Nadir Shah

Personal information
- Born: 7 February 1964 Dhaka, East Pakistan
- Died: 10 September 2021 (aged 57)
- Relations: Jahangir Shah (brother)

Umpiring information
- ODIs umpired: 40 (2006–2011)
- T20Is umpired: 3 (2006–2011)
- Source: CricketArchive, 10 September 2021

= Nadir Shah (umpire) =

Bangladeshi cricket umpire (1964–2021)

Nadir Shah (7 February 1964 – 10 September 2021) was an international cricket umpire from Bangladesh. He stood in international matches between 2006 and 2011. He was caught in a sting operation and initially banned for ten years for corruption. The ban was lifted after six years, and he resumed umpiring in domestic cricket in Bangladesh. He died of cancer in September 2021.

==Life and career==
Nadir Shah was born on 7 February 1964 in Dhaka, Bangladesh. He was the youngest of seven brothers, and developed a passion for cricket from a young age. One of his older brothers, Jahangir Shah played for the Bangladesh national cricket team. Nadir, along with some of his other brothers, played in the Dhaka League for a variety of teams. He was described in his obituary in The Daily Star as "a leg-spinner and handy batsman". He started umpiring in the 1990s, and worked as a scout for Bangladesh during the 1997 ICC Trophy. He made his international umpiring debut in a One Day International (ODI) between Bangladesh and Kenya at Bogra in March 2006.

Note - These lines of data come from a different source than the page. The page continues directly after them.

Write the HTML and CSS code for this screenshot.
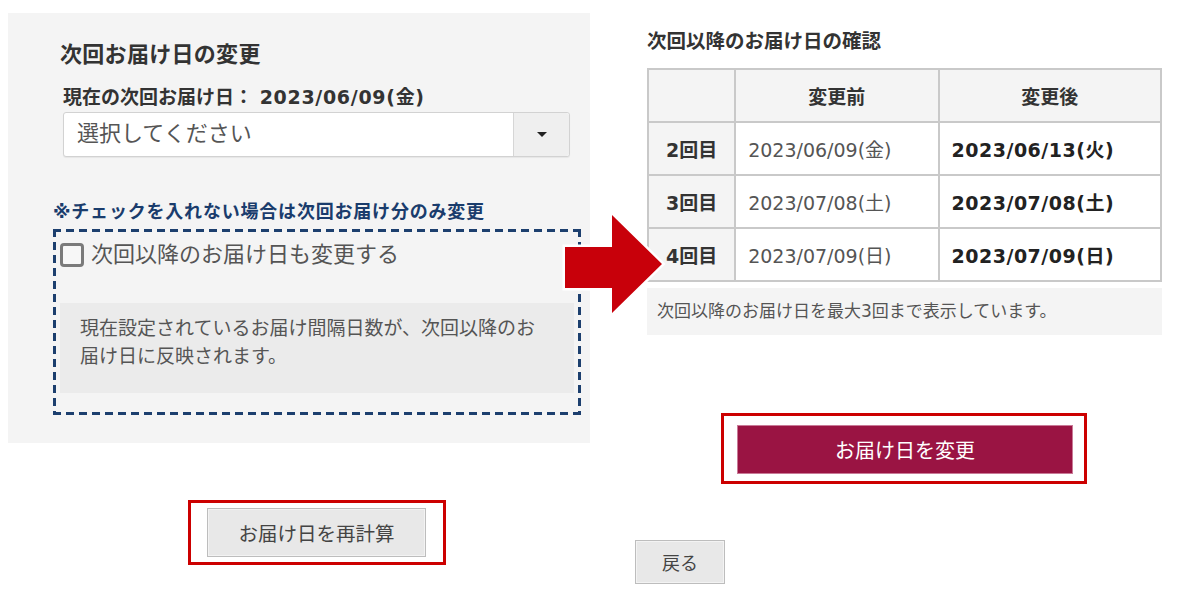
FILE: index.html
```html
<!DOCTYPE html>
<html lang="ja">
<head>
<meta charset="utf-8">
<title>お届け日の変更</title>
<link rel="stylesheet" href="styles.css">
</head>
<body>
<div class="page">
  <div class="left-col">
    <section class="panel">
      <h2 class="panel-title">次回お届け日の変更</h2>
      <p class="current">現在の次回お届け日： <span class="current-date">2023/06/09(金)</span></p>
      <div class="select">
        <span class="select-text">選択してください</span>
        <span class="select-btn"><span class="caret"></span></span>
      </div>
      <p class="notice">※チェックを入れない場合は次回お届け分のみ変更</p>
      <div class="dash-box">
        <label class="check-row">
          <span class="checkbox"></span>
          <span class="check-label">次回以降のお届け日も変更する</span>
        </label>
        <div class="info-box">現在設定されているお届け間隔日数が、次回以降のお届け日に反映されます。</div>
      </div>
    </section>
    <div class="highlight recalc-wrap">
      <button class="btn-gray recalc">お届け日を再計算</button>
    </div>
  </div>

  <div class="right-col">
    <h3 class="confirm-title">次回以降のお届け日の確認</h3>
    <table class="dates">
      <thead>
        <tr><th class="c1"></th><th class="c2">変更前</th><th class="c3">変更後</th></tr>
      </thead>
      <tbody>
        <tr><th>2回目</th><td class="before">2023/06/09(金)</td><td class="after">2023/06/13(火)</td></tr>
        <tr><th>3回目</th><td class="before">2023/07/08(土)</td><td class="after">2023/07/08(土)</td></tr>
        <tr><th>4回目</th><td class="before">2023/07/09(日)</td><td class="after">2023/07/09(日)</td></tr>
      </tbody>
    </table>
    <p class="table-note">次回以降のお届け日を最大3回まで表示しています。</p>
    <div class="highlight change-wrap">
      <button class="btn-primary">お届け日を変更</button>
    </div>
    <button class="btn-gray back">戻る</button>
  </div>

  <svg class="arrow" width="116" height="116" viewBox="558 208 116 116" aria-hidden="true">
    <polygon points="565,247 612,247 612,215 662,264 612,313 612,288 565,288" fill="#c8000a" stroke="#ffffff" stroke-width="5" stroke-linejoin="miter" paint-order="stroke"/>
  </svg>
</div>
</body>
</html>
```

FILE: styles.css
```css
* { box-sizing: border-box; }

html, body {
  margin: 0;
  padding: 0;
  background: #ffffff;
}

body {
  font-family: "DejaVu Sans", "Noto Sans CJK JP", sans-serif;
  color: #444;
  width: 1200px;
  height: 590px;
  overflow: hidden;
}

.page {
  position: relative;
  display: flex;
  align-items: flex-start;
}

/* ---------- left column ---------- */
.left-col {
  width: 590px;
  padding-left: 8px;
  padding-top: 13px;
}

.panel {
  background: #f4f4f4;
  width: 582px;
  height: 430px;
  padding-top: 27px;
}

.panel-title {
  margin: 0 0 0 52px;
  font-size: 22px;
  line-height: 30px;
  font-weight: bold;
  color: #333;
  letter-spacing: 0.3px;
}

.current {
  margin: 14px 0 0 55px;
  font-size: 19px;
  line-height: 26px;
  font-weight: bold;
  color: #333;
}

.current-date {
  letter-spacing: 0.7px;
}

.select {
  margin: 2px 0 0 55px;
  width: 507px;
  height: 45px;
  display: flex;
  background: #fff;
  border: 1px solid #d2d2d2;
  border-radius: 3px;
  box-shadow: 0 1px 1px rgba(0,0,0,0.06);
}

.select-text {
  flex: 1;
  padding-left: 13px;
  font-size: 22px;
  line-height: 41px;
  color: #555;
}

.select-btn {
  width: 56px;
  background: #efefef;
  border-left: 1px solid #d6d6d6;
  display: flex;
  align-items: center;
  justify-content: center;
  border-radius: 0 3px 3px 0;
}

.caret {
  width: 0;
  height: 0;
  border-left: 5px solid transparent;
  border-right: 5px solid transparent;
  border-top: 5px solid #222;
}

.notice {
  margin: 43px 0 0 45px;
  font-size: 18px;
  line-height: 24px;
  font-weight: bold;
  color: #1a3c6c;
  letter-spacing: 0.8px;
}

.dash-box {
  margin: 5px 0 0 45px;
  width: 528px;
  height: 186px;
  padding: 14px 7px 0 7px;
  background:
    repeating-linear-gradient(90deg, #1c3f6e 0 8px, transparent 8px 13px) left top / 100% 3px no-repeat,
    repeating-linear-gradient(90deg, #1c3f6e 0 8px, transparent 8px 13px) left bottom / 100% 3px no-repeat,
    repeating-linear-gradient(180deg, #1c3f6e 0 8px, transparent 8px 13px) left top / 3px 100% no-repeat,
    repeating-linear-gradient(180deg, #1c3f6e 0 8px, transparent 8px 13px) right top / 3px 100% no-repeat;
}

.check-row {
  display: flex;
  align-items: center;
  height: 24px;
  gap: 7px;
}

.checkbox {
  width: 24px;
  height: 24px;
  border: 3px solid #7a7a7a;
  border-radius: 4px;
  background: #f7f7f7;
}

.check-label {
  font-size: 22px;
  line-height: 24px;
  color: #555;
}

.info-box {
  margin-top: 36px;
  height: 90px;
  background: #ebebeb;
  padding: 11px 30px 0 20px;
  font-size: 19px;
  line-height: 28px;
  color: #555;
}

.highlight {
  border: 3px solid #cc0000;
}

.recalc-wrap {
  margin: 57px 0 0 180px;
  width: 258px;
  height: 65px;
  padding: 5px 0 0 16px;
}

.btn-gray {
  font-family: inherit;
  background: #e8e8e8;
  border: 1px solid #bdbdbd;
  box-shadow: inset 0 0 0 1px #f3f3f3;
  color: #444;
  padding: 0;
  cursor: pointer;
}

.recalc {
  width: 219px;
  height: 49px;
  font-size: 19.5px;
}

/* ---------- right column ---------- */
.right-col {
  margin-left: 45px;
  width: 530px;
  padding-top: 29px;
}

.confirm-title {
  margin: 0 0 0 12px;
  font-size: 19.5px;
  line-height: 26px;
  font-weight: bold;
  color: #333;
}

.dates {
  margin: 13px 0 0 12px;
  width: 515px;
  border-collapse: collapse;
  border: 2px solid #c9c9c9;
}

.dates th,
.dates td {
  border: 2px solid #c9c9c9;
  height: 53px;
  padding: 0;
  font-size: 19px;
}

.dates thead th {
  background: #f4f4f4;
  font-weight: bold;
  color: #333;
  text-align: center;
}

.dates .c1 { width: 88px; }
.dates .c2 { width: 204px; }
.dates .c3 { width: 223px; }

.dates tbody th {
  background: #f4f4f4;
  font-weight: bold;
  color: #333;
  text-align: center;
}

.dates td.before {
  background: #fff;
  color: #555;
  padding-left: 12px;
}

.dates td.after {
  background: #fff;
  color: #222;
  font-weight: bold;
  padding-left: 12px;
  letter-spacing: 0.5px;
}

.table-note {
  margin: 6px 0 0 12px;
  width: 515px;
  height: 47px;
  background: #f4f4f4;
  padding-left: 10px;
  font-size: 17px;
  line-height: 47px;
  color: #555;
}

.change-wrap {
  margin: 78px 0 0 86px;
  width: 366px;
  height: 71px;
  padding: 9px 0 0 13px;
}

.btn-primary {
  font-family: inherit;
  width: 336px;
  height: 49px;
  background: #9a1443;
  border: 1px solid #c97a97;
  color: #fff;
  font-size: 20px;
  padding: 0;
  cursor: pointer;
}

.back {
  margin-top: 56px;
  width: 90px;
  height: 44px;
  font-size: 18px;
}

/* ---------- arrow overlay ---------- */
.arrow {
  position: absolute;
  left: 558px;
  top: 208px;
}
```
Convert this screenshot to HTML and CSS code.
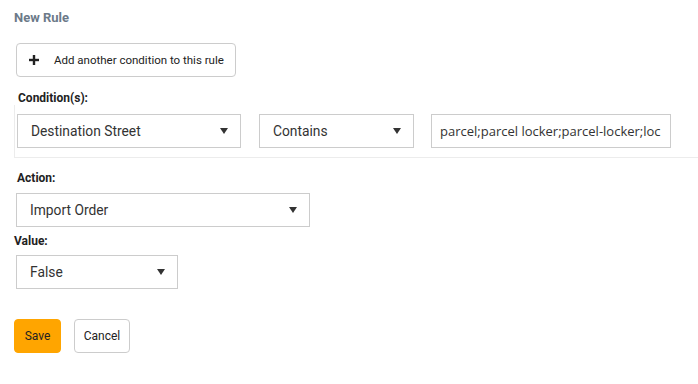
FILE: index.html
```html
<!DOCTYPE html>
<html>
<head>
<meta charset="utf-8">
<link rel="stylesheet" href="styles.css">
</head>
<body>
<div class="page">
  <h2 class="title">New Rule</h2>
  <button class="add-btn"><svg class="plus" width="10" height="10" viewBox="0 0 10 10"><rect x="3.8" y="0" width="2.4" height="10" fill="#222"/><rect x="0" y="3.8" width="10" height="2.4" fill="#222"/></svg><span>Add another condition to this rule</span></button>
  <div class="label cond-label">Condition(s):</div>
  <div class="cond-box">
    <div class="select s-field"><span>Destination Street</span><i class="caret"></i></div>
    <div class="select s-op"><span>Contains</span><i class="caret"></i></div>
    <div class="input">parcel;parcel locker;parcel-locker;loc</div>
  </div>
  <div class="label action-label">Action:</div>
  <div class="select s-action"><span>Import Order</span><i class="caret"></i></div>
  <div class="label value-label">Value:</div>
  <div class="select s-value"><span>False</span><i class="caret"></i></div>
  <div class="buttons">
    <button class="btn save">Save</button>
    <button class="btn cancel">Cancel</button>
  </div>
</div>
</body>
</html>
```
FILE: styles.css
```css
html, body { margin: 0; padding: 0; background: #fff; }
body { font-family: Roboto, "Liberation Sans", sans-serif; color: #222; }
.page { padding: 10px 0 0 14px; display: flex; flex-direction: column; align-items: flex-start; }
.title { margin: 0; font-size: 13px; font-weight: 700; color: #6c7a89; line-height: 16px; }
.add-btn {
  margin: 17px 0 0 2px; height: 34px; width: 220px;
  background: #fff; border: 1px solid #ccc; border-radius: 4px;
  display: flex; align-items: center; padding: 0 0 0 12px;
  font-family: Roboto, "Liberation Sans", sans-serif; font-size: 11.5px; color: #222;
}
.add-btn .plus { margin-right: 15px; }
.label { font-size: 12px; font-weight: 700; color: #222; line-height: 14px; }
.cond-label { margin: 14px 0 0 4px; }
.cond-box {
  align-self: stretch; margin-top: 0; padding: 9px 0 9px 2px;
  border-left: 1px solid #ececec; border-bottom: 1px solid #ececec;
  display: flex; align-items: center;
}
.select {
  box-sizing: border-box; height: 34px; border: 1px solid #ccc; background: #fff;
  display: flex; align-items: center; justify-content: space-between;
  padding: 0 12px 0 13px; font-size: 13.8px; color: #333;
}
.caret { width: 0; height: 0; border-left: 4px solid transparent; border-right: 4px solid transparent; border-top: 6px solid #333; }
.s-field { width: 224px; }
.s-op { width: 155px; margin-left: 18px; }
.input {
  box-sizing: border-box; height: 34px; width: 240px; margin-left: 17px;
  border: 1px solid #ccc; display: flex; align-items: center; padding-left: 8px;
  font-family: "Open Sans", sans-serif; font-size: 13px; color: #333; white-space: nowrap; overflow: hidden;
}
.action-label { margin: 13px 0 0 3px; }
.s-action { width: 294px; margin: 8px 0 0 2px; }
.value-label { margin: 7px 0 0 0; }
.s-value { width: 162px; margin: 7px 0 0 2px; }
.buttons { display: flex; gap: 13px; margin-top: 30px; }
.btn { height: 34px; border-radius: 4px; font-family: Roboto, "Liberation Sans", sans-serif; font-size: 12px; color: #222; padding: 0 8px; }
.save { background: #ffa500; border: 1px solid #ffa500; width: 47px; }
.cancel { background: #fff; border: 1px solid #ccc; width: 56px; }
```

He predominantly stood in matches in Bangladesh, but also umpired during the 2007 ICC World Cricket League Division One in Kenya and the Kenyan tour of Zimbabwe in 2009–10. He acted as a TV umpire for six Test matches. Shah was well-regarded and known to give technical tips to players who were struggling. During his career as an international umpire, he officiated in 6 Tests, 63 ODIs and 3 T20I matches. The last time he supervised a match was in October 2019 at the National Cricket League.

In October 2012 he was caught in a TV sting operation appearing to agree to give decisions in exchange for money as an umpire during the 2012 ICC World Twenty20. He denied the allegations. In March 2013 he was banned for ten years by the Bangladesh Cricket Board (BCB). In February 2016 the BCB lifted the ban on Shah and he was eligible to umpire in domestic matches in Bangladesh. He continued to umpire until October 2019.

He died on 10 September 2021 from cancer at the age of 57.